The story of the Bombay Stock Exchange and the people who shaped its growth: From wars and bomb blasts to speculators, reformers and wealth creators.
IMAGE: The informal beginnings of what would become the Bombay Stock Exchange can be traced back to the 1850s. A group of around 20-22 stockbrokers began meeting and trading under a banyan tree. Photograph: Kind courtesy Wikimedia Commons
In some ways, the history of the BSE can be traced back to the speculative mania that gripped Mumbai (then Bombay) more than a decade before the exchange’s founding.
Among the key figures of that great bubble was Premchand Roychand, described as a ‘devout Jain, of fair complexion, lithe of limb and sweet of temper, of engaging manners and free from the pride of riches — who had seen no more than thirty-four summers but who carried a most clever financial head on his shoulders.’
Roychand was involved with financial institutions like the Bank of Bombay and the Asiatic Bank.

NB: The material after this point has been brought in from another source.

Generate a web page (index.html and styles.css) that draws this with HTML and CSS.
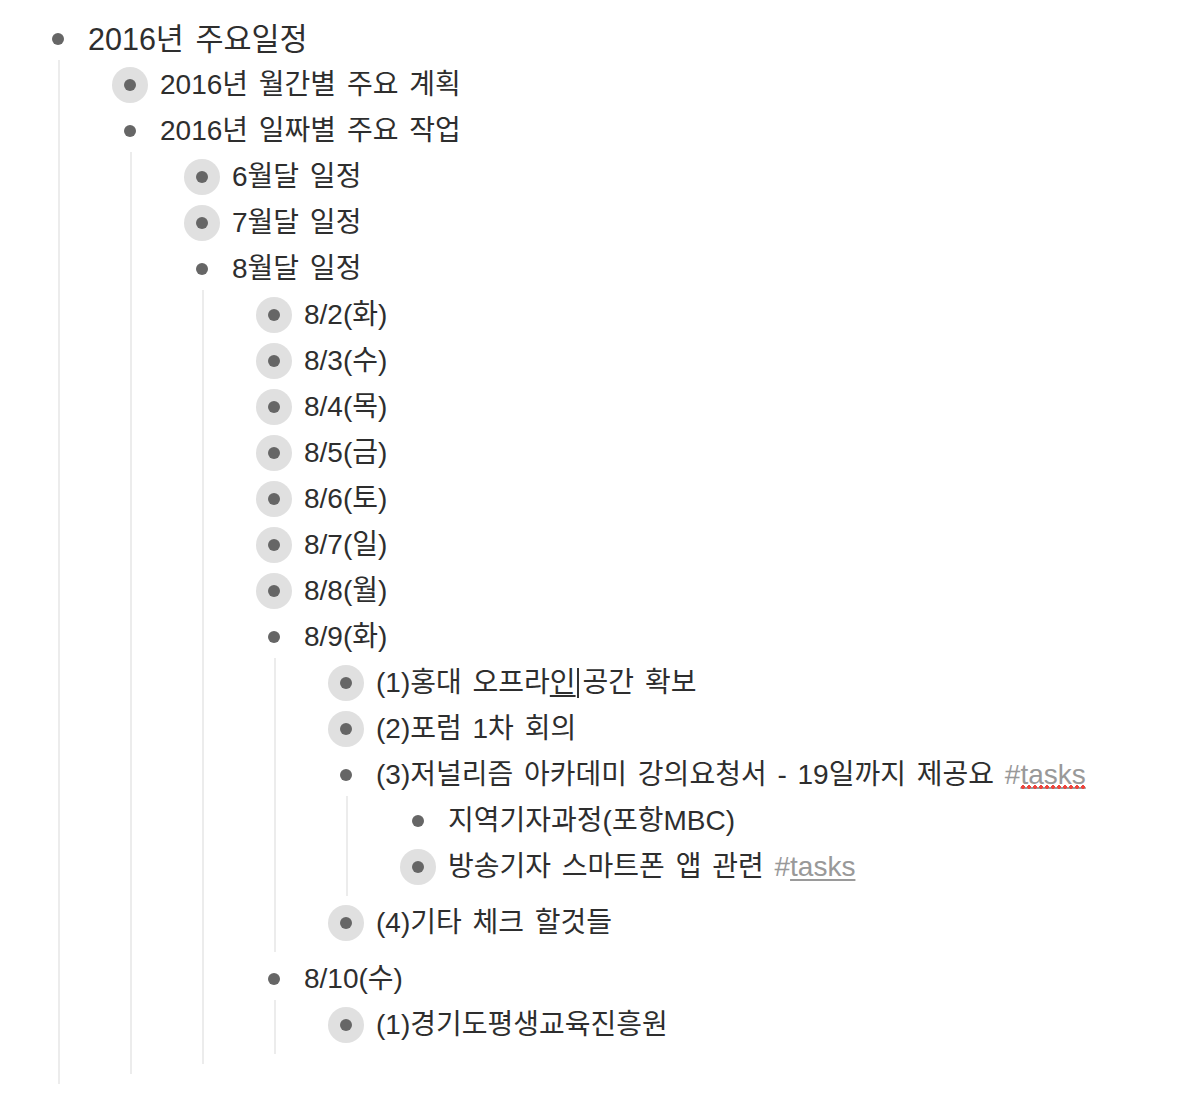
FILE: index.html
```html
<!DOCTYPE html>
<html lang="ko">
<head>
<meta charset="utf-8">
<title>Outline</title>
<link rel="stylesheet" href="styles.css">
</head>
<body>
<div class="outline">
  <div class="node">
    <div class="row top"><span class="bullet"></span><span class="text">2016년 주요일정</span></div>
    <div class="children">
      <div class="node">
        <div class="row"><span class="bullet collapsed"></span><span class="text">2016년 월간별 주요 계획</span></div>
      </div>
      <div class="node">
        <div class="row"><span class="bullet"></span><span class="text">2016년 일짜별 주요 작업</span></div>
        <div class="children">
          <div class="node"><div class="row"><span class="bullet collapsed"></span><span class="text">6월달 일정</span></div></div>
          <div class="node"><div class="row"><span class="bullet collapsed"></span><span class="text">7월달 일정</span></div></div>
          <div class="node">
            <div class="row"><span class="bullet"></span><span class="text">8월달 일정</span></div>
            <div class="children">
              <div class="node"><div class="row"><span class="bullet collapsed"></span><span class="text">8/2(화)</span></div></div>
              <div class="node"><div class="row"><span class="bullet collapsed"></span><span class="text">8/3(수)</span></div></div>
              <div class="node"><div class="row"><span class="bullet collapsed"></span><span class="text">8/4(목)</span></div></div>
              <div class="node"><div class="row"><span class="bullet collapsed"></span><span class="text">8/5(금)</span></div></div>
              <div class="node"><div class="row"><span class="bullet collapsed"></span><span class="text">8/6(토)</span></div></div>
              <div class="node"><div class="row"><span class="bullet collapsed"></span><span class="text">8/7(일)</span></div></div>
              <div class="node"><div class="row"><span class="bullet collapsed"></span><span class="text">8/8(월)</span></div></div>
              <div class="node">
                <div class="row"><span class="bullet"></span><span class="text">8/9(화)</span></div>
                <div class="children">
                  <div class="node"><div class="row"><span class="bullet collapsed"></span><span class="text">(1)홍대 오프라<span class="ime">인</span><span class="caret"></span>공간 확보</span></div></div>
                  <div class="node"><div class="row"><span class="bullet collapsed"></span><span class="text">(2)포럼 1차 회의</span></div></div>
                  <div class="node">
                    <div class="row"><span class="bullet"></span><span class="text">(3)저널리즘 아카데미 강의요청서 - 19일까지 제공요 <span class="tag">#<span class="tagname spell">tasks</span></span></span></div>
                    <div class="children">
                      <div class="node"><div class="row"><span class="bullet"></span><span class="text">지역기자과정(포항MBC)</span></div></div>
                      <div class="node"><div class="row"><span class="bullet collapsed"></span><span class="text">방송기자 스마트폰 앱 관련 <span class="tag">#<span class="tagname">tasks</span></span></span></div></div>
                    </div>
                  </div>
                  <div class="node"><div class="row"><span class="bullet collapsed"></span><span class="text">(4)기타 체크 할것들</span></div></div>
                </div>
              </div>
              <div class="node">
                <div class="row"><span class="bullet"></span><span class="text">8/10(수)</span></div>
                <div class="children">
                  <div class="node"><div class="row"><span class="bullet collapsed"></span><span class="text">(1)경기도평생교육진흥원</span></div></div>
                </div>
              </div>
            </div>
          </div>
        </div>
      </div>
    </div>
  </div>
</div>
</body>
</html>
```

FILE: styles.css
```css
html, body {
  margin: 0;
  padding: 0;
  background: #ffffff;
}

body {
  font-family: "Liberation Sans", "Noto Sans CJK KR", sans-serif;
  color: #2e2e2e;
  font-size: 28px;
  word-spacing: 3px;
}

.outline {
  padding: 18px 0 0 40px;
}

.node + .node {
  margin-top: 4px;
}

.node.parent + .node,
.node:has(> .children) + .node {
  margin-top: 6px;
}

.row {
  display: flex;
  align-items: center;
  height: 42px;
}

.bullet {
  flex: 0 0 36px;
  width: 36px;
  height: 36px;
  border-radius: 50%;
  display: flex;
  align-items: center;
  justify-content: center;
}

.bullet::after {
  content: "";
  width: 12px;
  height: 12px;
  border-radius: 50%;
  background: #666666;
}

.bullet.collapsed {
  background: #e0e0e0;
}

.text {
  margin-left: 12px;
  white-space: nowrap;
  line-height: 42px;
}

.top .text {
  font-size: 30.5px;
}

.children {
  margin: 0 0 2px 18px;
  padding: 4px 0 8px 52px;
  border-left: 2px solid #ececec;
}

.ime {
  text-decoration: underline;
  text-decoration-thickness: 2px;
  text-underline-offset: 3px;
}

.caret {
  display: inline-block;
  width: 2px;
  height: 30px;
  background: #333333;
  vertical-align: -6px;
  margin: 0 4px 0 1px;
}

.tag {
  color: #999999;
}

.tagname {
  text-decoration: underline;
  text-decoration-color: #9a9a9a;
  text-decoration-thickness: 2px;
  text-underline-offset: 3px;
}

.spell {
  position: relative;
}

.spell::after {
  content: "";
  position: absolute;
  left: 0;
  right: 0;
  bottom: 1px;
  height: 4px;
  background-image: radial-gradient(circle, #f0443c 1.7px, transparent 2px);
  background-size: 6px 4px;
  background-repeat: repeat-x;
}
```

He had started out as a share broker at the age of 16 and by the 1860s was foremost among brokers who traded in shares at various locations in Mumbai, absent an exchange. This was a fortuitous time to be in the business.
The East India Company’s control over the country ended with the mutiny of 1857.
The British crown was in direct control and there was free flow of capital into India without the barriers placed by the Company Raj.
Tea and coffee plantations abounded, as did jute mills and coal mines. Then the American Civil War choked cotton supplies to Britain, which bought up cotton from India to fill the breach.
The resulting flow of wealth into the country saw a surge in speculative activity in shares of newly formed enterprises and even derivative trading through a kind of forward contract called a time bargain.
IMAGE: The Bombay Stock Exchange. Photograph: Punit Paranjpe/Reuters
Roychand helped funnel banking funds into the booming stock market, often with little room for prudence or caution.
Sorabjee Jamsetjee Jeejeebhoy recalled in testimony of a visit by Roychand on a monsoon day in July 1864, asking if he had managed to purchase any shares of the Bombay Reclamation company, one of the darlings of the boom. Jeejeebhoy, in his Malabar Hill bungalow, said that he hadn’t.
Roychand told him that he would manage to get him some shares and asked how many he wanted.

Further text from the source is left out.